I find few things more fun than discreet public play. I affect a girl-next-door look with a touch of glamour, and an air of authority. All empirical evidence suggests I can get away with just about anything, anywhere without drawing a second glance (unless I choose to). As a result, I’m afforded consequence-free discreet public play…
Are we having a lovely lunch? Did I bring you a small gift bag filled with pink panties and a bra? Have I instructed you to put them on in the men’s room? Was there a butt plug in the bag? Did I escalate? Is it a remote control butt plug? If there is, be forewarned—I will activate it at the most inconvenient moments, and I will find it highly entertaining.

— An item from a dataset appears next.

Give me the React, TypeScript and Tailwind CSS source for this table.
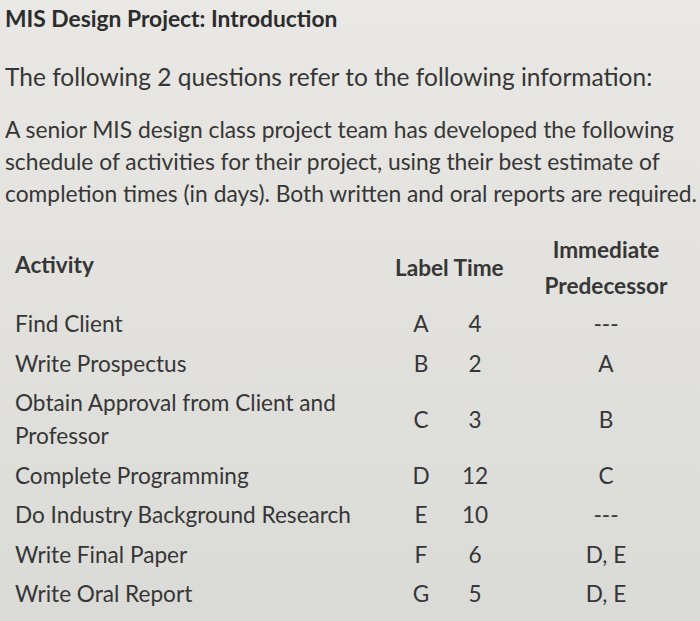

What if I take you to a pedicure salon, and I embarrass you by insisting that you have your toenails painted before we leave?
Are you dressed in full female attire? Are we girlfriends? Do we have a girl’s lunch and shopping day?
On a dinner date, I may have a small container in my pocketbook. It might be filled with a warm yellow liquid that I’ve altered with food coloring. It would be safe to assume that I will refill your wine glass with its contents when no one is looking.
Have I grown tired of listening to you? Do I stuff a ball gag in your mouth and walk you down the street like that? Will I add a collar and leash for effect?
Did we have an accidental meeting in a bar? Whether the goal is flirtation, torment, humiliation or even kidnapping, there’s no doubt that I will be smiling.
Is an abduction scene in your future? How complicated is it? Do you have an inkling of when I might snatch you up or have I studied your patterns of behavior, leaving you woefully unaware of when I might strike?